10 Rillington Place (1971, dir. Richard Fleischer) A somber, grim retelling of one of England's most notorious serial killers, played with great and creepy skill by David Attenborough. Disarmingly quiet and deferential, John Christie poses as a former military doctor who now lives with his wife in a terribly run down flat in the terribly run down section of Notting Hill, London, in 1950. The film starts off immediately with that sort of kitchen-sink realism that British cinema practically invented, as Christie murders a young woman by suffocating her. When a young couple, played by John Hurt and Judy Geeson, move into the extra room above the Christies, we know trouble will follow, trouble of the worst kind. Hurt is especially terrific as the illiterate and desperately feeble liar Timothy Evans. Real-life twists and turns make this a rather heartbreaking tale. This is a quietly unsettling and subtle film, the performances and direction are first-rate, and you'll even learn an important fact about British law. It's a little-seen film that is precisely the kind I love to find, one I think folks looking for a true-crime chiller will appreciate this time of year.
Vampire Circus (1972, dir. Robert Young) A well-known Hammer flick with no US DVD release, I've wanted to see Vampire Circus since I first heard of it in the 1980s. In that time this elusive title's reputation had grown in my mind until I knew my expectation could not be fulfilled. Like a lot of Hammers it starts off with a prologue before the action proper; here, a man watches in shame as his wife offers herself up to a seductive '70s vampire dude. The towns elders converge on the vampire's castle and dispatch him, while the husband is forced to whip his wife as punishment. Or something. Years later, the circus comes to town. The vampire circus. Get it? And they're looking for some payback. The usual Hammer formula - mild T&A, terribly dorky fangs, bad hair for the men - made a bit more interesting by some mild surrealist imagery and a lithe tiger-woman. If you're a Hammer completest, get on board; other folks, stick with Lee and Cushing and Ingrid Pitt.

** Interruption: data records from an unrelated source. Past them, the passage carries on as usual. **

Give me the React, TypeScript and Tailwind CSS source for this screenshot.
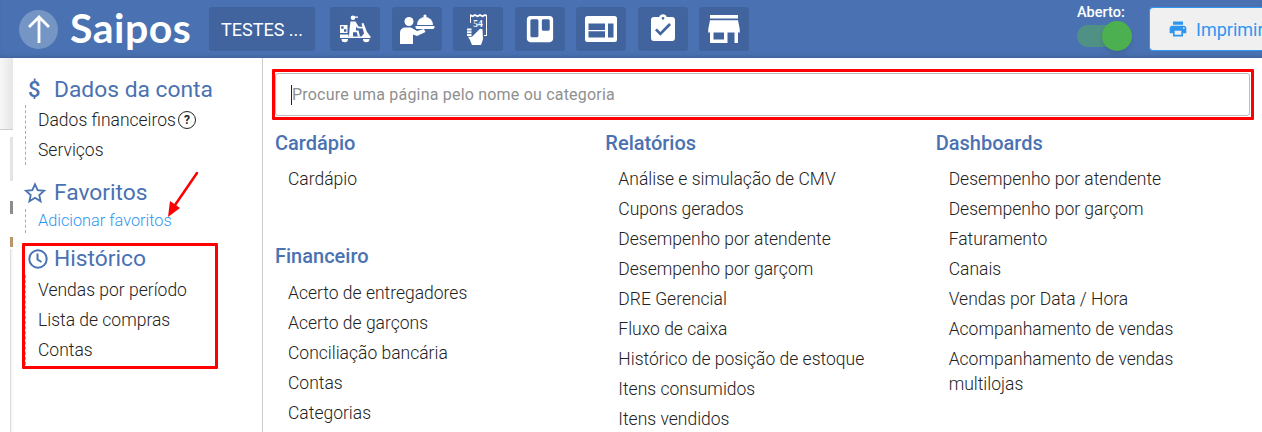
import { FaTrello } from 'react-icons/fa';
import { MdAssignmentTurnedIn, MdPrint, MdStore } from 'react-icons/md';

const cardapio = ['Cardápio'];
const financeiro = ['Acerto de entregadores', 'Acerto de garçons', 'Conciliação bancária', 'Contas', 'Categorias'];
const relatorios = [
    'Análise e simulação de CMV',
    'Cupons gerados',
    'Desempenho por atendente',
    'Desempenho por garçom',
    'DRE Gerencial',
    'Fluxo de caixa',
    'Histórico de posição de estoque',
    'Itens consumidos',
    'Itens vendidos',
];
const dashboards = [
    'Desempenho por atendente',
    'Desempenho por garçom',
    'Faturamento',
    'Canais',
    'Vendas por Data / Hora',
    'Acompanhamento de vendas',
    'Acompanhamento de vendas multilojas',
];

function MopedIcon() {
    return (
        <svg width="31" height="28" viewBox="0 0 31 28" fill="white">
            <circle cx="13" cy="2.800" r="2.300" />
            <path d="M11 1.500h7v1.300h-7z" />
            <path d="M10.500 6.500h5l3 5 4.500 .4v1.600l-5.500-.3-1.200-1.700-.5 4h2.700l1.500 6h-2.200l-1-4.200H13v4.500h-4l.6-8z" />
            <path fillRule="evenodd" d="M0 10h7.500v8H0zM1.200 11.300v2.400h2.400v-2.400zM4 14.300v2.400h2.400v-2.400z" />
            <path d="M21.500 8.500l2-.5 3.500 9 3.500 4.500v1.500H0v-3.500h8.500v2h13l2.500-3z" />
            <path d="M1.500 24h6.500a3.200 3.200 0 0 1-6.500 0zM23 24h6.500a3.200 3.200 0 0 1-6.500 0z" />
        </svg>
    );
}

function WaiterIcon() {
    return (
        <svg width="36" height="30" viewBox="0 0 36 30" fill="white">
            <circle cx="10" cy="7.500" r="4.500" />
            <path d="M1 30V18.500a5 5 0 0 1 5-5h6l6 3.500 7-2 1.500 3-8.500 4-4-1.500V30H1z" />
            <path d="M18 11a8 8 0 0 1 16 0z" />
            <circle cx="26" cy="2" r="1.600" />
            <path d="M16.500 12h19v1.500a2 2 0 0 1-2 1.500h-15a2 2 0 0 1-2-1.500z" />
        </svg>
    );
}

function ReceiptIcon() {
    return (
        <svg width="22" height="31" viewBox="0 0 22 31" fill="white">
            <path d="M3 0l2.500 1.300L8 0l2.500 1.300L13 0l2.500 1.300L18 0l2 1v21h-3v-1h2V2.500l-1-.5-2.500 1.300L13 2l-2.500 1.300L8 2 5.500 3.300 4 2.500V9H3z" />
            <text x="11" y="12.500" fill="white" fontSize="9.500" fontWeight="700" textAnchor="middle" fontFamily="'Liberation Serif', serif">54</text>
            <path d="M0 14.500h4.500v2H0zM0 17.200h4.500v2H0zM0 20h4.500v2H0zM1 22.700h4l8-8 2.500 .5 .5 10-2 5.800H5l-2-5z" />
        </svg>
    );
}

function BoardIcon() {
    return (
        <svg width="32" height="26" viewBox="0 0 32 26" fill="white">
            <path
                fillRule="evenodd"
                d="M2.500 0h27A2.500 2.500 0 0 1 32 2.500v21a2.500 2.500 0 0 1-2.500 2.500h-27A2.500 2.500 0 0 1 0 23.500v-21A2.500 2.500 0 0 1 2.500 0zM3.500 7.500v6.500h16.500V7.500zM3.500 15.200v6.300h16.500v-6.300zM23 7.500v14h5.500v-14z"
            />
        </svg>
    );
}

function ToolButton({ children }: { children: React.ReactNode }) {
    return <div className="w-[50px] h-11 rounded-[3px] bg-[#41649f] flex items-center justify-center shrink-0">{children}</div>;
}

function MenuList({ items }: { items: string[] }) {
    return (
        <div className="pl-[13px] pr-[30px] pt-[8px]">
            {items.map((item) => (
                <div key={item} className="py-[2.500px] leading-[25px] text-[17.500px] font-light text-[#222]">
                    {item}
                </div>
            ))}
        </div>
    );
}

function SectionTitle({ children }: { children: React.ReactNode }) {
    return <h3 className="text-[20px] leading-[26px] font-medium text-[#4a72b2]">{children}</h3>;
}

function SideTitle({ icon, children }: { icon: React.ReactNode; children: React.ReactNode }) {
    return (
        <div className="flex items-center h-[30px] text-[22.800px] text-[#4a72b2]">
            <span className="w-[41px] pl-[15px] shrink-0 flex items-center">{icon}</span>
            {children}
        </div>
    );
}

function SideList({ children }: { children: React.ReactNode }) {
    return <div className="ml-[12px] pl-[12px] border-l border-dashed border-[#aaa] text-[17.500px] font-light text-[#222] leading-[30px]">{children}</div>;
}

export default function App() {
    return (
        <div className="relative w-[1262px] h-[432px] overflow-hidden bg-white font-['Roboto',sans-serif]">
            {/* Top bar */}
            <header className="h-[58px] bg-[#4a72b2] flex items-center pl-[19px] shadow-[inset_0_-4px_4px_-3px_rgba(30,50,90,0.35)]">
                <div className="w-[39px] h-[39px] rounded-full bg-[#7595c5] flex items-center justify-center shrink-0">
                    <svg width="24" height="30" viewBox="0 0 24 30" fill="none" stroke="white" strokeWidth="2.800">
                        <path d="M12 29V3M2 13L12 3l10 10" />
                    </svg>
                </div>
                <span className="ml-[12px] w-[129px] text-[41px] leading-none font-bold text-white font-['Lato',sans-serif] tracking-[0.5px] shrink-0 -mt-[3px]">
                    Saipos
                </span>
                <div className="ml-[10px] w-[106px] h-11 rounded-[3px] bg-[#41649f] flex items-center pl-3 text-[18px] text-white shrink-0">
                    TESTES ...
                </div>
                <div className="ml-[15px] flex gap-[11.500px]">
                    <ToolButton><MopedIcon /></ToolButton>
                    <ToolButton><WaiterIcon /></ToolButton>
                    <ToolButton><ReceiptIcon /></ToolButton>
                    <ToolButton><FaTrello size={30} color="white" /></ToolButton>
                    <ToolButton><BoardIcon /></ToolButton>
                    <ToolButton><MdAssignmentTurnedIn size={32} color="white" /></ToolButton>
                    <ToolButton><MdStore size={42} color="white" /></ToolButton>
                </div>
                <div className="ml-auto flex items-center">
                    <div className="w-[56px] mr-[16px] flex flex-col items-start -mt-[6px]">
                        <span className="text-[14.500px] leading-[16px] font-medium text-white">Aberto:</span>
                        <div className="mt-[4px] w-[55px] flex items-center relative">
                            <div className="w-[45px] h-[22px] rounded-full bg-[#4f9184]" />
                            <div className="absolute right-0 w-[30px] h-[30px] rounded-full bg-[#4caf50] shadow-md" />
                        </div>
                    </div>
                    <div className="w-[130px] h-[44px] -mr-[17px] rounded-[4px] border border-[#2f96f0] bg-[#f0f0f0] flex items-center pl-[18px] gap-[8px] text-[#2f96f0] text-[18px]">
                        <MdPrint size={20} />
                        Imprimir
                    </div>
                </div>
            </header>

            <div className="flex h-[374px]">
                {/* Left gutter, page behind the menu */}
                <div className="w-[13px] shrink-0 flex flex-col items-end">
                    <div className="w-full h-[72px] bg-gradient-to-r from-[#f7f7f7] to-[#e6e6e6] border-b border-[#ccc]" />
                    <div className="w-[3px] h-[44px] mt-[7px] bg-[#e4e4e4]" />
                    <div className="w-[3px] h-[13px] mt-[20px] bg-[#8c8c8c]" />
                    <div className="w-[3px] h-[10px] mt-[23px] bg-[#b9956a]" />
                    <div className="w-[3px] flex-1 mt-[2px] border-l border-[#ddd] bg-[#f7f7f7]" />
                </div>

                {/* Sidebar */}
                <aside className="w-[250px] shrink-0 border-r border-[#ccc] pt-[17px]">
                    <SideTitle icon={<span className="text-[22px] font-medium leading-none">$</span>}>Dados da conta</SideTitle>
                    <SideList>
                        <div className="flex items-center">
                            Dados financeiros
                            <span className="ml-[2px] w-[18px] h-[18px] rounded-full border border-[#222] flex items-center justify-center text-[12px] font-bold leading-none">?</span>
                        </div>
                        <div>Serviços</div>
                    </SideList>
                    <div className="mt-[13px]">
                        <SideTitle
                            icon={
                                <svg width="22" height="22" viewBox="0 0 24 24" fill="none" stroke="#4a72b2" strokeWidth="2" className="-ml-[4px]">
                                    <path d="M12 2.500l2.900 6.300 6.900.8-5.100 4.700 1.400 6.800L12 17.200l-6.100 3.900 1.400-6.800L2.200 9.600l6.900-.8z" />
                                </svg>
                            }
                        >
                            Favoritos
                        </SideTitle>
                        <div className="ml-[12px] mt-[1px] pl-[12px] border-l border-dashed border-[#aaa] text-[16.300px] font-light text-[#2f96f0] leading-[24px]">
                            Adicionar favoritos
                        </div>
                    </div>
                    <div className="mt-[11px]">
                        <SideTitle
                            icon={
                                <svg width="20" height="20" viewBox="0 0 20 20" fill="none" stroke="#4a72b2" strokeWidth="2">
                                    <circle cx="10" cy="10" r="8.700" />
                                    <path d="M9.500 4.500V10.500L13.500 13" />
                                </svg>
                            }
                        >
                            Histórico
                        </SideTitle>
                        <div className="pt-[1px]">
                            <SideList>
                                <div>Vendas por período</div>
                                <div>Lista de compras</div>
                                <div>Contas</div>
                            </SideList>
                        </div>
                    </div>
                </aside>

                {/* Main */}
                <main className="flex-1 pl-3 pr-3 pt-[15px] min-w-0">
                    <div className="relative h-[43px] rounded-[3px] border border-[#bbb] flex items-center pl-4">
                        <span className="absolute left-[15px] top-[11px] w-px h-[20px] bg-[#222]" />
                        <input
                            readOnly
                            placeholder="Procure uma página pelo nome ou categoria"
                            className="w-full outline-none text-[16px] placeholder:text-[#8f8f8f] tracking-[0.2px] bg-transparent"
                        />
                    </div>
                    <div className="mt-[14px] grid grid-cols-3 w-[991px]">
                        <div>
                            <SectionTitle>Cardápio</SectionTitle>
                            <div className="h-[87px]">
                                <MenuList items={cardapio} />
                            </div>
                            <SectionTitle>Financeiro</SectionTitle>
                            <div className="pt-px">
                                <MenuList items={financeiro} />
                            </div>
                        </div>
                        <div>
                            <SectionTitle>Relatórios</SectionTitle>
                            <MenuList items={relatorios} />
                        </div>
                        <div>
                            <SectionTitle>Dashboards</SectionTitle>
                            <MenuList items={dashboards} />
                        </div>
                    </div>
                </main>
            </div>

            {/* Red annotations drawn over the screenshot */}
            <div className="absolute left-[272px] top-[69px] w-[982px] h-[51px] border-[3px] border-[#f00] rounded-[1px]" />
            <div className="absolute left-[22px] top-[243px] w-[196px] h-[126px] border-[3px] border-[#f00] rounded-[1px]" />
            <svg className="absolute left-[160px] top-[168px]" width="44" height="56" viewBox="0 0 44 56">
                <path d="M37 5L13 40" stroke="#f00" strokeWidth="2.500" strokeLinecap="round" />
                <path d="M8 49L10 33l10 7z" fill="#f00" />
            </svg>
        </div>
    );
}
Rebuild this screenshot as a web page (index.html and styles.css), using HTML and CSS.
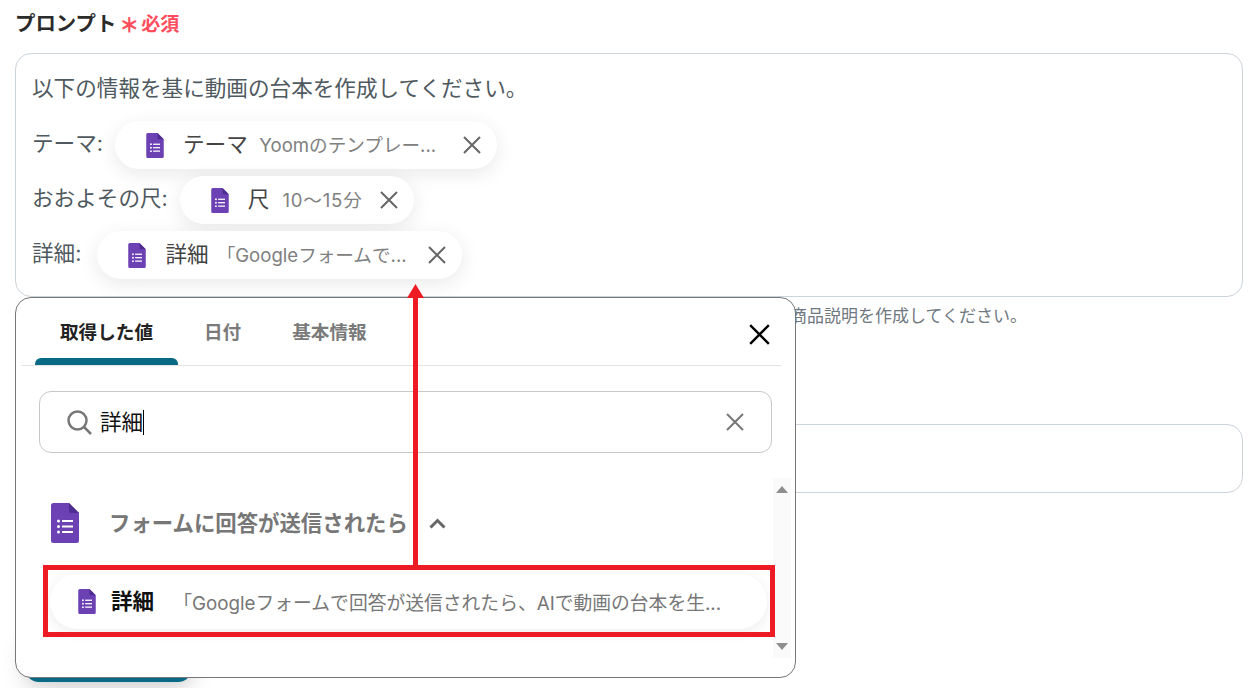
FILE: index.html
```html
<!DOCTYPE html>
<html lang="ja">
<head>
<meta charset="utf-8">
<title>プロンプト</title>
<link rel="stylesheet" href="styles.css">
</head>
<body>
<svg class="defs" width="0" height="0" aria-hidden="true">
  <symbol id="form" viewBox="0 0 28 40">
    <path d="M2.500 0H18l10 10v27.500a2.500 2.500 0 0 1-2.500 2.500h-23A2.500 2.500 0 0 1 0 37.500V2.500A2.500 2.500 0 0 1 2.500 0z" fill="#6b41b4"/>
    <path d="M18 0l10 10h-8a2 2 0 0 1-2-2z" fill="#4f2c92"/>
    <g fill="#fff"><circle cx="7.500" cy="18" r="1.500"/><circle cx="7.500" cy="23.500" r="1.500"/><circle cx="7.500" cy="29" r="1.500"/><rect x="11" y="17" width="11" height="2"/><rect x="11" y="22.500" width="11" height="2"/><rect x="11" y="28" width="11" height="2"/></g>
  </symbol>
  <symbol id="cross" viewBox="0 0 18 18">
    <path d="M1 1l16 16M17 1L1 17" fill="none" stroke="currentColor" stroke-width="2"/>
  </symbol>
</svg>

<main class="page">
  <div class="field-label"><span class="label-text">プロンプト</span><span class="asterisk">＊</span><span class="required">必須</span></div>
  <div class="prompt-box">
    <p class="prompt-line">以下の情報を基に動画の台本を作成してください。</p>
    <div class="prompt-row"><span class="row-label">テーマ:</span>
      <div class="chip"><svg class="chip-icon"><use href="#form"/></svg><span class="chip-title">テーマ</span><span class="chip-value chip-value-theme">Yoomのテンプレー...</span><svg class="chip-x"><use href="#cross"/></svg></div>
    </div>
    <div class="prompt-row"><span class="row-label">おおよその尺:</span>
      <div class="chip"><svg class="chip-icon"><use href="#form"/></svg><span class="chip-title">尺</span><span class="chip-value chip-value-num">10～15分</span><svg class="chip-x"><use href="#cross"/></svg></div>
    </div>
    <div class="prompt-row"><span class="row-label row-label-short">詳細:</span>
      <div class="chip"><svg class="chip-icon"><use href="#form"/></svg><span class="chip-title">詳細</span><span class="chip-value chip-value-quote">「Googleフォームで...</span><svg class="chip-x"><use href="#cross"/></svg></div>
    </div>
  </div>
  <p class="hint">商品説明を作成してください。</p>
  <div class="second-box"></div>
  <div class="teal-button"></div>
</main>

<section class="popup">
  <header class="popup-head">
    <div class="tabs">
      <div class="tab tab-active"><span class="tab-name">取得した値</span><span class="tab-bar"></span></div>
      <div class="tab"><span class="tab-name">日付</span><span class="tab-bar tab-bar-off"></span></div>
      <div class="tab"><span class="tab-name">基本情報</span><span class="tab-bar tab-bar-off"></span></div>
    </div>
    <svg class="popup-close"><use href="#cross"/></svg>
  </header>
  <div class="search">
    <svg class="search-icon" viewBox="0 0 25 25"><circle cx="10.500" cy="10.500" r="9" fill="none" stroke="#777" stroke-width="2.500"/><path d="M17 17l7 7" stroke="#777" stroke-width="2.500" fill="none"/></svg>
    <span class="search-text">詳細</span>
    <svg class="search-x"><use href="#cross"/></svg>
  </div>
  <div class="list-area">
    <div class="list">
      <div class="group"><svg class="group-icon"><use href="#form"/></svg><span class="group-title">フォームに回答が送信されたら</span>
        <svg class="chevron" viewBox="0 0 17 11"><path d="M1.500 9.500l7-7 7 7" fill="none" stroke="#666" stroke-width="3"/></svg></div>
      <div class="item"><svg class="chip-icon"><use href="#form"/></svg><span class="item-title">詳細</span><span class="item-value">「Googleフォームで回答が送信されたら、AIで動画の台本を生...</span></div>
    </div>
    <div class="scrollbar"><span class="arrow-up"></span><span class="arrow-down"></span></div>
  </div>
</section>

<div class="mark-box"></div>
<svg class="mark-arrow" viewBox="0 0 17 281"><path d="M8.500 0L17 14H11V281H6V14H0z" fill="#ed1c24"/></svg>
</body>
</html>
```
FILE: styles.css
```css
* { box-sizing: border-box; }
html, body { margin: 0; height: 688px; overflow: hidden; background: #fff; }
body { position: relative; font-family: Inter, "Noto Sans CJK JP", sans-serif; color: #4f5960; }
.defs { position: absolute; }
.page { padding: 0 12px 0 15px; }

.field-label { height: 53px; padding-top: 9px; display: flex; align-items: baseline; line-height: 30px; }
.label-text { font-size: 20.400px; font-weight: 700; color: #2b2b2b; }
.asterisk { font-size: 20px; font-weight: 900; color: #ff4d5e; margin-left: 3px; transform: translateY(2px); }
.required { font-size: 19px; font-weight: 700; color: #ff4d5e; margin-left: 2px; }

.prompt-box { height: 244px; border: 1px solid #cdd3da; border-radius: 16px; padding: 19px 16px 0; display: flex; flex-direction: column; gap: 7px; }
.prompt-line { margin: 0 0 11px; font-size: 21.600px; line-height: 30px; }
.prompt-row { display: flex; align-items: center; gap: 12px; height: 48px; font-size: 21.600px; }
.row-label { white-space: nowrap; margin-bottom: 8px; }
.row-label-short { margin-right: 4px; }

.chip { display: flex; align-items: center; height: 48px; padding: 0 16px 0 31px; background: #fff; border-radius: 24px; box-shadow: 0 5px 20px rgba(0,0,0,.09); }
.chip-icon { flex: none; width: 18px; height: 25px; }
.chip-title { margin: 0 0 6px 19px; font-size: 21.600px; color: #444; white-space: nowrap; }
.chip-value { margin: 0 0 3px 13px; white-space: nowrap; font-size: 18.600px; color: #808080; }
.chip-value-theme { margin-left: 11.500px; width: 187px; }
.chip-value-num { letter-spacing: .8px; }
.chip-value-quote { margin-left: 8px; width: 194px; }
.chip-x { flex: none; margin-left: 17px; width: 18px; height: 18px; color: #666; }

.hint { margin: 7px 0 0 775px; height: 24px; font-size: 17px; line-height: 24px; color: #6f7880; white-space: nowrap; }
.second-box { margin-top: 96px; height: 69px; border: 1px solid #cdd3da; border-radius: 16px; }
.teal-button { margin: 147px 0 0 10px; width: 167px; height: 42px; background: #086a85; border-radius: 0 0 14px 14px; box-shadow: 0 4px 22px rgba(0,0,0,.22); }

.popup { position: absolute; left: 15px; top: 297px; width: 781px; height: 381px; background: #fff; border: 1px solid #777; border-radius: 16px; display: flex; flex-direction: column; }
.popup-head { margin: 0 14px 0 5px; height: 68px; flex: none; padding-left: 14px; border-bottom: 1px solid #e3e3e3; display: flex; justify-content: space-between; align-items: flex-start; }
.tabs { display: flex; gap: 1px; height: 67px; }
.tab { display: flex; flex-direction: column; }
.tab-name { height: 60px; padding: 9px 25px 0; line-height: 51px; font-size: 18.600px; font-weight: 700; color: #7a7a7a; white-space: nowrap; }
.tab-active .tab-name { color: #222; }
.tab-bar { height: 7px; background: #086a85; border-radius: 6px 6px 0 0; }
.tab-bar-off { background: transparent; }
.popup-close { width: 21px; height: 21px; margin: 26px 11px 0 0; color: #000; }

.search { margin: 25px 23px 0; height: 62px; flex: none; border: 1px solid #c8c8c8; border-radius: 12px; display: flex; align-items: center; padding-left: 27px; }
.search-icon { width: 25px; height: 25px; flex: none; }
.search-text { margin-left: 8px; font-size: 21.600px; line-height: 25px; color: #111; border-right: 1px solid #000; }
.search-x { margin-left: auto; margin-right: 27px; width: 18px; height: 18px; color: #777; }

.list-area { margin-top: 25px; height: 180px; flex: none; display: flex; }
.list { flex: 1; min-width: 0; padding-top: 25px; }
.group { display: flex; align-items: center; height: 40px; padding-left: 35px; }
.group-icon { width: 28px; height: 40px; flex: none; }
.group-title { margin: 0 0 4px 30px; font-size: 21.400px; font-weight: 700; color: #777; white-space: nowrap; }
.chevron { margin-left: 21px; width: 17px; height: 11px; flex: none; }
.item { margin: 31px 6px 0 34px; height: 55px; border-radius: 28px; background: #fff; box-shadow: 0 3px 14px rgba(0,0,0,.08); display: flex; align-items: center; padding: 0 28px; }
.item-title { margin: 0 0 4px 15px; font-size: 21.600px; font-weight: 700; color: #111; white-space: nowrap; }
.item-value { margin-left: 19px; white-space: nowrap; font-size: 18.800px; color: #777; }

.scrollbar { flex: none; width: 18px; margin-right: 4px; background: #fafafa; display: flex; flex-direction: column; justify-content: space-between; align-items: center; padding: 8px 0; }
.arrow-up { border: 6.500px solid transparent; border-top: 0; border-bottom: 7px solid #8e8e8e; }
.arrow-down { border: 6.500px solid transparent; border-bottom: 0; border-top: 7px solid #8e8e8e; }

.mark-box { position: absolute; left: 43px; top: 565px; width: 732px; height: 72px; border: 5px solid #ed1c24; }
.mark-arrow { position: absolute; left: 407px; top: 284px; width: 17px; height: 281px; }
```
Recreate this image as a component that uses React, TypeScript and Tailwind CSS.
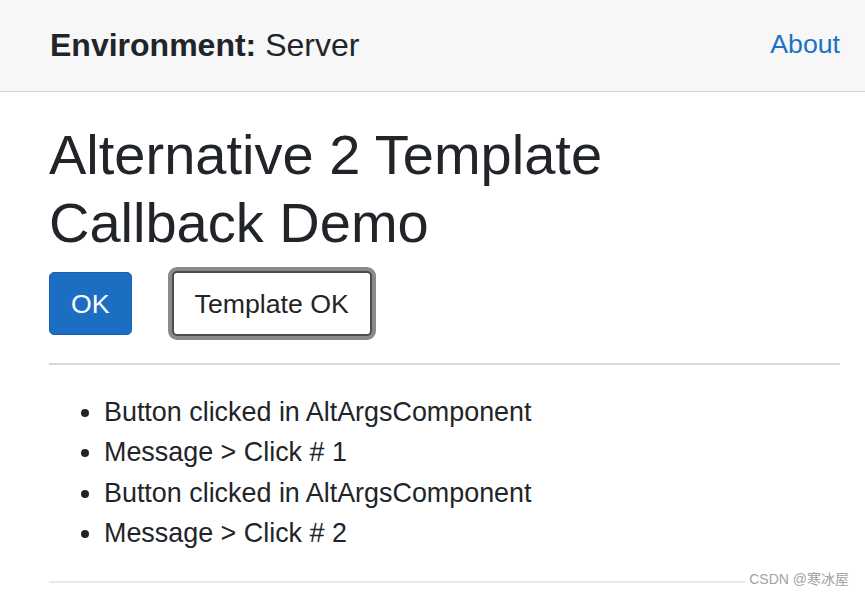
const MESSAGES = [
  "Button clicked in AltArgsComponent",
  "Message > Click # 1",
  "Button clicked in AltArgsComponent",
  "Message > Click # 2",
];

export default function App() {
  return (
    <div className="relative min-h-[597px] w-[865px] bg-white text-[#212529] font-['Liberation_Sans',Arial,sans-serif]">
      {/* Top row */}
      <header className="flex h-[92px] items-center justify-between border-b border-[#d6d5d5] bg-[#f7f7f7] pl-[50px] pr-[25px]">
        <div className="text-[32px] leading-[37px]">
          <span className="font-bold">Environment:</span> Server
        </div>
        <a href="#" className="mb-[3px] text-[26.7px] leading-[31px] text-[#1b72c6]">
          About
        </a>
      </header>

      {/* Page */}
      <main className="pl-[49px] pr-[25px] pt-[29px]">
        <h1 className="max-w-[640px] text-[56px] font-normal leading-[68px]">
          Alternative 2 Template Callback Demo
        </h1>

        <div className="mt-[14px] flex items-center gap-[40px]">
          <button className="h-[63px] rounded-[5px] border border-[#1861ac] bg-[#1b6ec2] px-[21px] text-[26.7px] leading-[40px] text-white">
            OK
          </button>
          <button className="h-[65px] rounded-[5px] border-2 border-[#4d4d4d] bg-white px-[21px] text-[26.7px] leading-[40px] text-[#212529] shadow-[0_0_0_4px_#8a8a8a]">
            Template OK
          </button>
        </div>

        <hr className="mt-[27px] border-t-2 border-[#d7d7d7]" />

        <ul className="mt-[27px] list-disc pl-[55px] text-[26.9px] leading-[40.3px]">
          {MESSAGES.map((m, i) => (
            <li key={i}>{m}</li>
          ))}
        </ul>

        <hr className="mt-[28px] border-t-2 border-[#e9e9e9]" />
      </main>

      {/* Watermark */}
      <div className="absolute right-[16px] top-[570px] bg-white pl-[4px] text-[14px] leading-[19px] text-[#a3a3a3] font-['Liberation_Sans','Noto_Sans_CJK_SC',sans-serif]">
        CSDN @寒冰屋
      </div>
    </div>
  );
}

Audrey Rose (1977, dir. Robert Wise) I have never been interested in the original novel nor this movie version, but last Friday night I wanted a creepy ghost story and thought this might fit the bill; and if not, at least I'd get some good '70s stylings. I've recently seen a handful of Marsha Mason movies, and really liked her (Only When I Laugh, The Goodbye Girl, and Cinderella Liberty, the last one the best) so Audrey Rose had that going for it too. Sad to say, this film is just one big piece of crappy horror exploitation dressed-up in adult Hollywood clothes. I found it particularly crass in that it markets itself as a spooky creepy-kid movie but in the end simply exploits a child's death for the bullshit feel-good nonsense of reincarnation; it's not a horror film at all. Despite very good performances from Mason and Anthony Hopkins, and even with director Wise, the man behind horror goodies like The Haunting and The Body Snatcher, Audrey Rose is the major failure I always assumed it to be.